What do I need to know about x-rays?
X-rays (actually called radiographs) are needed in dentistry to detect conditions that are not seen with the eyes. You might wonder why something that is not seen with the eyes could possibly be important. A cavity might be located between teeth and when it is small, it cannot be seen just by looking at the teeth. X-rays allow the dentist to find cavities between teeth when they are small. This early detection means less tooth structure has to be removed when the decay is removed. This is less time consuming for the patient as well as less costly. Early detection of problems is the best way to maximize the chance of successful treatment in all parts of medicine, and dentistry is no exception. X-rays also help to detect problems under the gums or in the bone where they cannot be seen until they become much more serious.
Health Canada has guidelines for helping the dentist to decide how often x-rays should be done, but ultimately that decision is made on an individual basis for each patient. Several factors help the dentist decide when to do x-rays. For detection of cavities, the dentist considers factors like how well the patient brushes his or her teeth. Does the patient floss, and if so, how often? What kind of exposure to sweets does the patient have? What medications is the patient using?
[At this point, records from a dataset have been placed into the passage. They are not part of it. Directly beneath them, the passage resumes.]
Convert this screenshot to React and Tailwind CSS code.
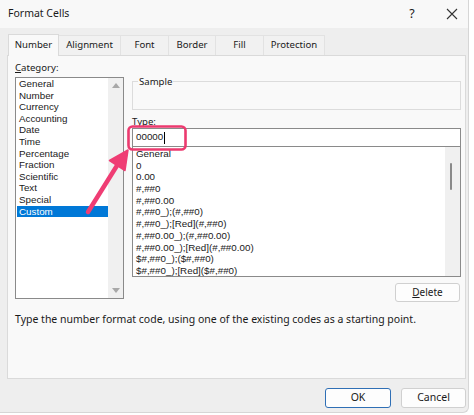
import React from "react";

const categories = ["General","Number","Currency","Accounting","Date","Time","Percentage","Fraction","Scientific","Text","Special","Custom"];
const formats = ["General","0","0.00","#,##0","#,##0.00","#,##0_);(#,##0)","#,##0_);[Red](#,##0)","#,##0.00_);(#,##0.00)","#,##0.00_);[Red](#,##0.00)","$#,##0_);($#,##0)","$#,##0_);[Red]($#,##0)"];
const tabs = [["Number",51],["Alignment",62],["Font",48],["Border",47],["Fill",48],["Protection",61]];
const listFont = { fontFamily: '"Liberation Sans", Arial, sans-serif' };

export default function App() {
  return (
    <div className="relative w-[474px] h-[415px] bg-white overflow-hidden text-[#1a1a1a]" style={{fontFamily:'"Noto Sans", "Open Sans", sans-serif'}}>
      <div className="w-[469px] h-[413px] bg-[#eeeeee] border-r border-b border-[#d6d6d6] rounded-br-[6px] flex flex-col">
        {/* title bar */}
        <div className="h-[28px] bg-[#f8f8f8] flex items-center pl-[8px] pr-[10px]">
          <span className="text-[10.5px] flex-1">Format Cells</span>
          <span className="text-[12.5px] w-[14px] text-center mr-[27px]">?</span>
          <svg width="12" height="12" viewBox="0 0 12 12" className="mr-[0px]"><path d="M1 1L11 11M11 1L1 11" stroke="#333" strokeWidth="1.1"/></svg>
        </div>
        {/* tabs */}
        <div className="flex items-end pl-[8px] h-[27px]">
          {tabs.map(([t,w],i)=> i===0 ? (
            <div key={t} style={{width:w}} className="h-[22px] bg-[#f9f9f9] border border-b-0 border-[#dadada] flex items-center justify-center text-[9.6px] relative z-10 -mb-px">{t}</div>
          ) : (
            <div key={t} style={{width:w}} className="h-[20px] bg-[#f1f1f1] border-t border-r border-[#e2e2e2] flex items-center justify-center text-[9.6px]">{t}</div>
          ))}
        </div>
        {/* panel */}
        <div className="ml-[7px] w-[459px] h-[324px] bg-[#f9f9f9] border border-[#dadada] flex flex-col">
          <div className="flex pl-[7px]">
            {/* left column */}
            <div className="flex flex-col w-[109px]">
              <div className="mt-[6px] text-[9.6px] leading-[12px]"><span className="underline">C</span>ategory:</div>
              <div className="mt-[3px] h-[222px] bg-white border border-[#8a8a8a] flex">
                <div className="flex-1 pt-0 pl-[1px]" style={listFont}>
                  {categories.map(c => (
                    <div key={c} className={"h-[11.6px] leading-[11.6px] text-[9.8px] pl-[2px] " + (c==="Custom" ? "bg-[#0078d7] text-white" : "")}>{c}</div>
                  ))}
                </div>
                <div className="w-[15px] bg-[#f0f0f0] flex flex-col items-center justify-between py-[5px]">
                  <svg width="8" height="5" viewBox="0 0 8 5"><path d="M0 5L4 0L8 5Z" fill="#a8a8a8"/></svg>
                  <svg width="8" height="5" viewBox="0 0 8 5"><path d="M0 0L4 5L8 0Z" fill="#a8a8a8"/></svg>
                </div>
              </div>
            </div>
            {/* right column */}
            <div className="ml-[8px] w-[329px] flex flex-col">
              <fieldset className="mt-[20px] h-[34px] border border-[#dcdcdc] m-0 p-0">
                <legend className="text-[9.6px] px-[1px] ml-[5px] leading-[11px]">Sample</legend>
              </fieldset>
              <div className="mt-[6px] text-[9.6px] leading-[12px]"><span className="underline">T</span>ype:</div>
              <div className="mt-0 h-[19px] bg-white border border-[#8a8a8a] flex items-center pl-[3px] text-[9.8px]" style={listFont}>
                00000<span className="inline-block w-px h-[12px] bg-black ml-[0.5px]"></span>
              </div>
              <div className="h-[130px] bg-white border border-t-0 border-[#8a8a8a] flex">
                <div className="flex-1 pl-[3px] pt-[1px]" style={listFont}>
                  {formats.map((f,i) => (
                    <div key={i} className="h-[11.7px] leading-[11.7px] text-[9.8px] whitespace-nowrap">{f}</div>
                  ))}
                </div>
                <div className="w-[15px] bg-[#f0f0f0] relative">
                  <div className="absolute left-[5px] top-[16px] w-[2px] h-[27px] bg-[#8a8a8a] rounded"></div>
                </div>
              </div>
              <div className="flex justify-end mt-[6px]">
                <button className="w-[65px] h-[19px] bg-[#fdfdfd] border border-[#d0d0d0] rounded-[3px] text-[10px] mr-[1px]"><span className="underline">D</span>elete</button>
              </div>
            </div>
          </div>
          <div className="mt-[11px] pl-[7px] text-[10.5px] leading-[13px] whitespace-nowrap">Type the number format code, using one of the existing codes as a starting point.</div>
        </div>
        {/* footer */}
        <div className="flex justify-end gap-[10px] pt-[9px] pr-[2px]">
          <button className="w-[66px] h-[20px] bg-[#fdfdfd] border border-[#2f6fb5] rounded-[3px] text-[10.5px]">OK</button>
          <button className="w-[65px] h-[20px] bg-[#fdfdfd] border border-[#d0d0d0] rounded-[3px] text-[10.5px]">Cancel</button>
        </div>
      </div>
      {/* annotation overlay */}
      <svg className="absolute left-0 top-0 pointer-events-none" width="474" height="415" viewBox="0 0 474 415">
        <rect x="128.5" y="126.5" width="57" height="23" rx="4" fill="none" stroke="#ec3a6f" strokeWidth="2.6"/>
        <line x1="88" y1="212" x2="118" y2="164" stroke="#ef3d74" strokeWidth="4.5" strokeLinecap="round"/>
        <path d="M128 150 L125 170.5 L109.5 160.5 Z" fill="#ef3d74" stroke="#ef3d74" strokeWidth="1.5" strokeLinejoin="round"/>
      </svg>
    </div>
  );
}
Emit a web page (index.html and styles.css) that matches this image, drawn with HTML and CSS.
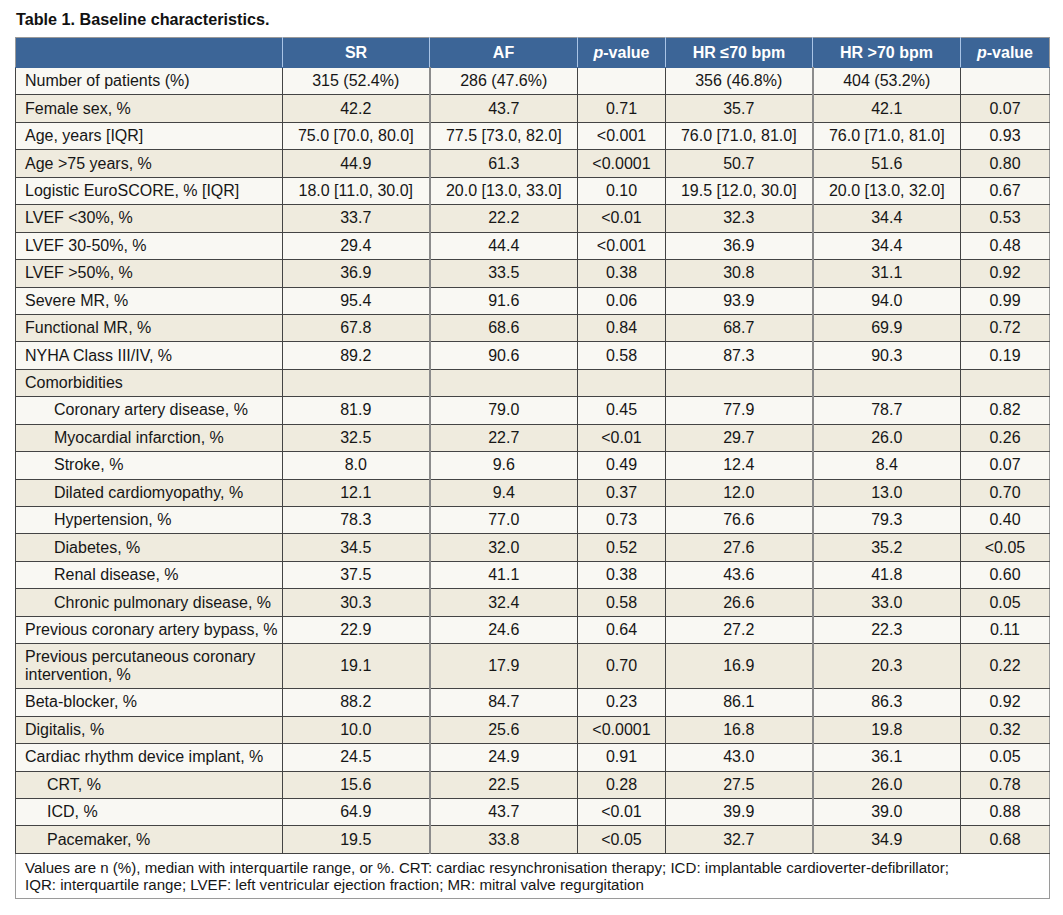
FILE: index.html
```html
<!DOCTYPE html>
<html lang="en">
<head>
<meta charset="utf-8">
<title>Table 1. Baseline characteristics.</title>
<link rel="stylesheet" href="styles.css">
</head>
<body>
<h1 class="caption">Table 1. Baseline characteristics.</h1>
<table class="tbl">
  <colgroup>
    <col class="c-label"><col class="c-val"><col class="c-val2"><col class="c-p"><col class="c-val"><col class="c-val2"><col class="c-p2">
  </colgroup>
  <thead>
    <tr>
      <th></th><th>SR</th><th>AF</th><th><i>p</i>-value</th><th>HR ≤70 bpm</th><th>HR &gt;70 bpm</th><th><i>p</i>-value</th>
    </tr>
  </thead>
  <tbody>
    <tr class="odd"><td>Number of patients (%)</td><td>315 (52.4%)</td><td>286 (47.6%)</td><td></td><td>356 (46.8%)</td><td>404 (53.2%)</td><td></td></tr>
    <tr class="even"><td>Female sex, %</td><td>42.2</td><td>43.7</td><td>0.71</td><td>35.7</td><td>42.1</td><td>0.07</td></tr>
    <tr class="odd"><td>Age, years [IQR]</td><td>75.0 [70.0, 80.0]</td><td>77.5 [73.0, 82.0]</td><td>&lt;0.001</td><td>76.0 [71.0, 81.0]</td><td>76.0 [71.0, 81.0]</td><td>0.93</td></tr>
    <tr class="even"><td>Age &gt;75 years, %</td><td>44.9</td><td>61.3</td><td>&lt;0.0001</td><td>50.7</td><td>51.6</td><td>0.80</td></tr>
    <tr class="odd"><td>Logistic EuroSCORE, % [IQR]</td><td>18.0 [11.0, 30.0]</td><td>20.0 [13.0, 33.0]</td><td>0.10</td><td>19.5 [12.0, 30.0]</td><td>20.0 [13.0, 32.0]</td><td>0.67</td></tr>
    <tr class="even"><td>LVEF &lt;30%, %</td><td>33.7</td><td>22.2</td><td>&lt;0.01</td><td>32.3</td><td>34.4</td><td>0.53</td></tr>
    <tr class="odd"><td>LVEF 30-50%, %</td><td>29.4</td><td>44.4</td><td>&lt;0.001</td><td>36.9</td><td>34.4</td><td>0.48</td></tr>
    <tr class="even"><td>LVEF &gt;50%, %</td><td>36.9</td><td>33.5</td><td>0.38</td><td>30.8</td><td>31.1</td><td>0.92</td></tr>
    <tr class="odd"><td>Severe MR, %</td><td>95.4</td><td>91.6</td><td>0.06</td><td>93.9</td><td>94.0</td><td>0.99</td></tr>
    <tr class="even"><td>Functional MR, %</td><td>67.8</td><td>68.6</td><td>0.84</td><td>68.7</td><td>69.9</td><td>0.72</td></tr>
    <tr class="odd"><td>NYHA Class III/IV, %</td><td>89.2</td><td>90.6</td><td>0.58</td><td>87.3</td><td>90.3</td><td>0.19</td></tr>
    <tr class="even"><td>Comorbidities</td><td></td><td></td><td></td><td></td><td></td><td></td></tr>
    <tr class="odd"><td class="ind1">Coronary artery disease, %</td><td>81.9</td><td>79.0</td><td>0.45</td><td>77.9</td><td>78.7</td><td>0.82</td></tr>
    <tr class="even"><td class="ind1">Myocardial infarction, %</td><td>32.5</td><td>22.7</td><td>&lt;0.01</td><td>29.7</td><td>26.0</td><td>0.26</td></tr>
    <tr class="odd"><td class="ind1">Stroke, %</td><td>8.0</td><td>9.6</td><td>0.49</td><td>12.4</td><td>8.4</td><td>0.07</td></tr>
    <tr class="even"><td class="ind1">Dilated cardiomyopathy, %</td><td>12.1</td><td>9.4</td><td>0.37</td><td>12.0</td><td>13.0</td><td>0.70</td></tr>
    <tr class="odd"><td class="ind1">Hypertension, %</td><td>78.3</td><td>77.0</td><td>0.73</td><td>76.6</td><td>79.3</td><td>0.40</td></tr>
    <tr class="even"><td class="ind1">Diabetes, %</td><td>34.5</td><td>32.0</td><td>0.52</td><td>27.6</td><td>35.2</td><td>&lt;0.05</td></tr>
    <tr class="odd"><td class="ind1">Renal disease, %</td><td>37.5</td><td>41.1</td><td>0.38</td><td>43.6</td><td>41.8</td><td>0.60</td></tr>
    <tr class="even"><td class="ind1">Chronic pulmonary disease, %</td><td>30.3</td><td>32.4</td><td>0.58</td><td>26.6</td><td>33.0</td><td>0.05</td></tr>
    <tr class="odd"><td>Previous coronary artery bypass, %</td><td>22.9</td><td>24.6</td><td>0.64</td><td>27.2</td><td>22.3</td><td>0.11</td></tr>
    <tr class="even tall"><td>Previous percutaneous coronary intervention, %</td><td>19.1</td><td>17.9</td><td>0.70</td><td>16.9</td><td>20.3</td><td>0.22</td></tr>
    <tr class="odd"><td>Beta-blocker, %</td><td>88.2</td><td>84.7</td><td>0.23</td><td>86.1</td><td>86.3</td><td>0.92</td></tr>
    <tr class="even"><td>Digitalis, %</td><td>10.0</td><td>25.6</td><td>&lt;0.0001</td><td>16.8</td><td>19.8</td><td>0.32</td></tr>
    <tr class="odd"><td>Cardiac rhythm device implant, %</td><td>24.5</td><td>24.9</td><td>0.91</td><td>43.0</td><td>36.1</td><td>0.05</td></tr>
    <tr class="even"><td class="ind2">CRT, %</td><td>15.6</td><td>22.5</td><td>0.28</td><td>27.5</td><td>26.0</td><td>0.78</td></tr>
    <tr class="odd"><td class="ind2">ICD, %</td><td>64.9</td><td>43.7</td><td>&lt;0.01</td><td>39.9</td><td>39.0</td><td>0.88</td></tr>
    <tr class="even"><td class="ind2">Pacemaker, %</td><td>19.5</td><td>33.8</td><td>&lt;0.05</td><td>32.7</td><td>34.9</td><td>0.68</td></tr>
  </tbody>
  <tfoot>
    <tr>
      <td colspan="7">Values are n (%), median with interquartile range, or %. CRT: cardiac resynchronisation therapy; ICD: implantable cardioverter-defibrillator;<br>IQR: interquartile range; LVEF: left ventricular ejection fraction; MR: mitral valve regurgitation</td>
    </tr>
  </tfoot>
</table>
</body>
</html>
```

FILE: styles.css
```css
html, body {
  margin: 0;
  padding: 0;
  background: #ffffff;
}
body {
  padding: 9px 14px 0 15px;
  font-family: "Liberation Sans", Arial, sans-serif;
  color: #1a1a1a;
}
.caption {
  margin: 0 0 8px 1px;
  font-size: 16.2px;
  line-height: 20px;
  font-weight: bold;
  color: #111;
}
.tbl {
  width: 1034px;
  border-collapse: collapse;
  table-layout: fixed;
  border: 1px solid #9a9a9a;
  font-size: 16px;
}
.c-label { width: 267px; }
.c-val { width: 147px; }
.c-val2 { width: 148px; }
.c-p { width: 88px; }
.c-p2 { width: 89px; }

.tbl th {
  background: #3c6597;
  color: #ffffff;
  font-weight: bold;
  font-size: 16px;
  height: 29px;
  padding: 0;
  text-align: center;
  border-left: 1px solid #a9c4e6;
  border-bottom: 1px solid #3c6597;
}
.tbl th:first-child { border-left: none; }
.tbl th i { font-style: italic; }

.tbl td {
  height: 26.45px;
  padding: 0 4px;
  line-height: 18px;
  text-align: center;
  border: 1px solid #444444;
  color: #161616;
}
.tbl td:first-child {
  text-align: left;
  padding-left: 9px;
}
.tbl tbody td:nth-child(3),
.tbl tbody td:nth-child(6) {
  border-left: 2px solid #8c8c8c;
}
.tbl tbody td:last-child { border-right: 1px solid #9a9a9a; }
.tbl tbody tr:first-child td { border-top: none; }

.tbl tr.odd td { background: #f9f8f3; }
.tbl tr.even td { background: #efebde; }
.tbl tr.tall td { height: 44px; }
.tbl td.ind1 { padding-left: 38px; }
.tbl td.ind2 { padding-left: 31px; }

.tbl tfoot td {
  background: #ffffff;
  text-align: left;
  padding: 5px 5px 5px 6px;
  font-size: 15.1px;
  line-height: 17px;
  height: auto;
  border: 1px solid #9a9a9a;
  border-top: 1px solid #444444;
}
```
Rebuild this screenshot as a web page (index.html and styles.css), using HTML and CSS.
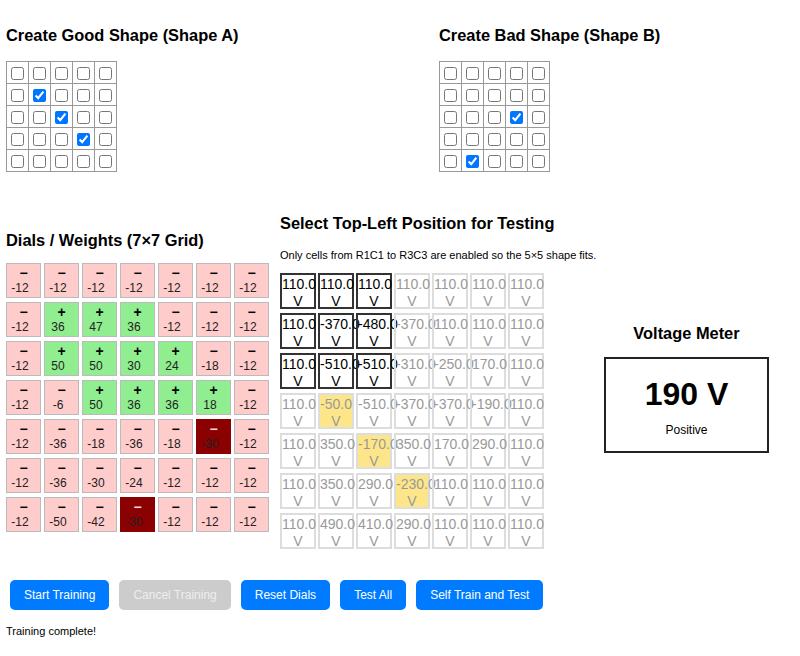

Some medications reduce salivary flow which puts the teeth at a higher risk of decay. Researchers tell us that the most accurate predictor of decay in the next couple of years for a particular patient is how much decay has been encountered by that patient in the last couple of years. How much root exposure does the person have. Exposed roots are much more likely to decay than enamel covered parts of the tooth. For detection of bony problems, there are other factors to consider. As well, if the patient is experiencing pain, depending on what kind of pain, the dentist may need an x-ray to decide what is causing the pain. A problem cannot be treated until it is understood what the problem is and which tooth or other structure in the mouth is causing the pain.
As well, sometimes x-rays are needed to monitor growth. The body forms all if its teeth properly so much of the time that often people forget that there can be developmental problems like teeth that do not form (congenitally missing teeth). It is important for a dentist and a patient to know when a tooth is congenitally missing. Often when wisdom teeth are expected (usually in the late teenage years), a large x-ray that allows the dentist to see all of the lower face is done to see the position of the expected wisdom teeth. This allows planning for whether the particular mouth has enough room for the wisdom teeth or if and when they might need to be removed. This large x-ray (called a panoramic radiograph) cannot be used to detect small cavities because its level of sharpness is not nearly of the quality of the smaller x-rays. Again, x-rays are commonly used in dentistry for prevention of problems or for solving problems before they become much larger.
Radiation is to be minimized because too much radiation can by unhealthy. Radiation used for dental radiographs is small. In the late 1950’s, the radiation needed to expose a dental film was about 6 times what it is today. This large reduction in the radiation needed to expose a dental film has mostly to do with advances in film technology. In the last few years with the addition of digital x-ray equipment in some offices, radiation is only one tenth as high as it is to produce today’s film x ray. So, with the latest technology (digital or filmless technology), only 1/60 of the radiation is needed to produce a dental image now as compared to the late 1950’s. You might wonder why the person taking the x-ray always leaves the room when the energy is released. This is because there is a process whereby the dentist weighs the expected benefits of doing the x-ray against the risks of doing the x-ray. Since the person operating the x-ray machine will realize no benefit at all from having the x-ray done, he or she removes himself or herself from the x-ray beam.
Some people refuse recommended x-rays. This makes proper (timely) diagnosis of some problems in the mouth impossible. Many dentists will dismiss a patient from the practice if they will not accept recommended x-rays after explanation regarding the need for the x-rays being recommended is fully explained. Simply put, the long term maintenance of your teeth is compromised when needed x-rays are not done. Be sure to discuss the reasons for recommended x-rays with your dentist if you have a question about the usefulness of what is suggested.